Building Regression Trees

  1. What does it mean to segment the data? What do we call this in MATH 456?
    Splitting observations into different groups (freshman, sophmores, juniors, seniors) etc. In MATH456, we call this stratification.

  2. Are tree based methods supervised or unsupervised methods?
    They are supervised because there is an outcome variable (y).

  3. What does CART stand for?
    Classification and Regression Trees

  4. What determines if a record goes to the left or right of a split? (i.e. what records go left, what go right?)
    The records are subjected to a condition and assigned to the left or right based on the results of that condition.

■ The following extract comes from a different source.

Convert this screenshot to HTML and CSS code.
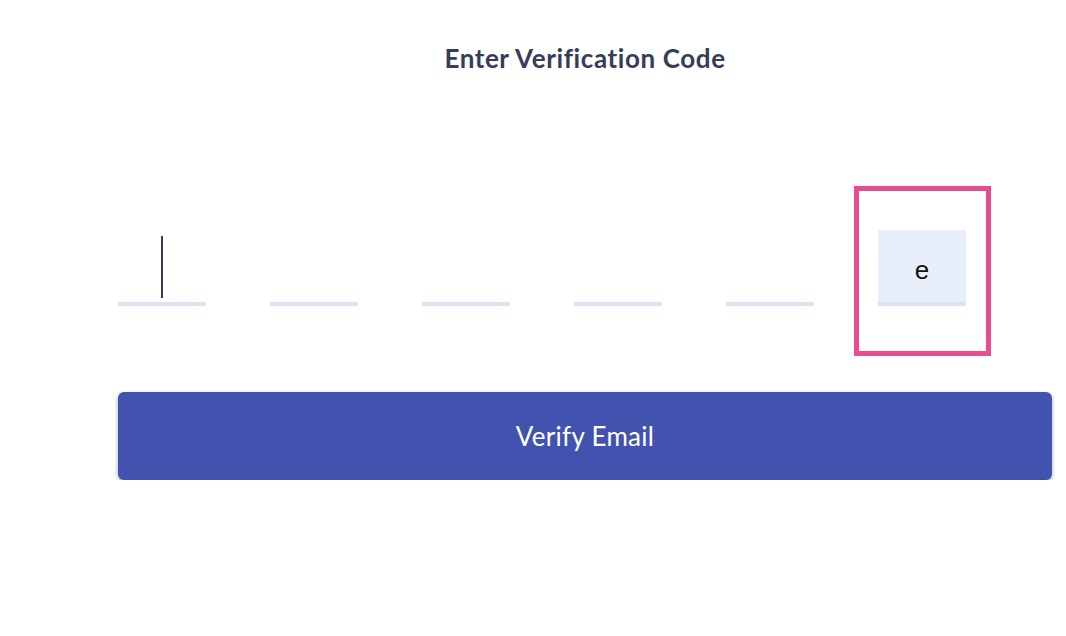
FILE: index.html
```html
<!DOCTYPE html>
<html>
<head>
<meta charset="utf-8">
<link rel="stylesheet" href="styles.css">
</head>
<body>
<div class="wrap">
  <h1 class="title">Enter Verification Code</h1>
  <div class="codes">
    <div class="cell"><span class="caret"></span></div>
    <div class="cell"></div>
    <div class="cell"></div>
    <div class="cell"></div>
    <div class="cell"></div>
    <div class="cell filled">e<span class="highlight"></span></div>
  </div>
  <button class="verify">Verify Email</button>
</div>
</body>
</html>
```
FILE: styles.css
```css
html, body {
  margin: 0;
  padding: 0;
  background: #ffffff;
}
.wrap {
  width: 934px;
  margin-left: 118px;
  display: flex;
  flex-direction: column;
  font-family: Lato, "Open Sans", sans-serif;
}
.title {
  margin: 42px 0 0 0;
  height: 32px;
  line-height: 32px;
  text-align: center;
  font-size: 26px;
  font-weight: 700;
  letter-spacing: 0.6px;
  color: #353d58;
}
.codes {
  margin-top: 156px;
  display: flex;
  gap: 64px;
}
.cell {
  position: relative;
  width: 88px;
  height: 72px;
  border-bottom: 4px solid #dde1f0;
  display: flex;
  align-items: center;
  justify-content: center;
  font-family: "Liberation Sans", Arial, sans-serif;
  font-size: 26px;
  color: #111111;
}
.cell.filled {
  background: #e8effb;
  padding-top: 8px;
  box-sizing: content-box;
  height: 64px;
}
.caret {
  width: 2px;
  height: 62px;
  background: #353d58;
  margin-top: 2px;
}
.highlight {
  position: absolute;
  left: -24px;
  top: -44px;
  width: 137px;
  height: 170px;
  box-sizing: border-box;
  border: 5px solid #ea4a8f;
}
.verify {
  margin-top: 86px;
  height: 88px;
  width: 934px;
  border: none;
  border-radius: 6px;
  background: #4152af;
  color: #ffffff;
  font-family: Lato, "Open Sans", sans-serif;
  font-size: 26px;
  letter-spacing: 0.3px;
  box-shadow: 0 2px 4px rgba(0, 0, 0, 0.35);
  cursor: pointer;
}
```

  5. What do the values in the internal and terminal nodes represent?
    The internal nodes represent the values to partition on, and the terminal nodes represent the values.

  6. How can you tell which variables are most ‘important’ in a tree model?
    The most important factor was years because it was the first partition. When building the tree, we split the models based on the minimized residual sum of squares, so the first split will be most important. Therefore, the higher up you go in the tree, the more important those variables are.

  7. What is the feature space? Compare this to the term predictor space. Do this in your own words. You may want to look into other sources of information (outside the book) for something that fits into your mental model.
    feature space: predictor space: the values that the x values can take on for each variable. They are all characteristics, or things that are measured.

  8. Explain how recursive binary splitting works without using equations.
    This is a top-down, greedy approach to building a tree. It begins at the top (or root) of the tree and builds the tree down to the terminal nodes. At each step, the ‘best’ split is made at that particular step (instead of looking ahead to pick a potentially better split).

  9. Explain why this process has this name. That is, what about this process is recursive? (don’t use the word in the definition either), why binary?
    The process is repeatedly performing the same actions (splitting the data based on lowest RSS) until a stopping criterion is reached.

  10. Why its considered top down and greedy.
    It starts at the top and then splits the observations one at a time at each level (top down). It’s greedy because it doesn’t find the best possible split, but it finds the best split at the immediate location where it is looking.

  11. What is a stopping criterion? Give an example of one.
    Where to stop the algorithm. For example, we need to know where to stop splitting the data, otherwise it will split all the way down to 1 observation per group. An example of the stopping criterion for recursive binary splitting is when the RSS is less than a specific number, or if the number of observations in any of the terminal nodes is less than 5.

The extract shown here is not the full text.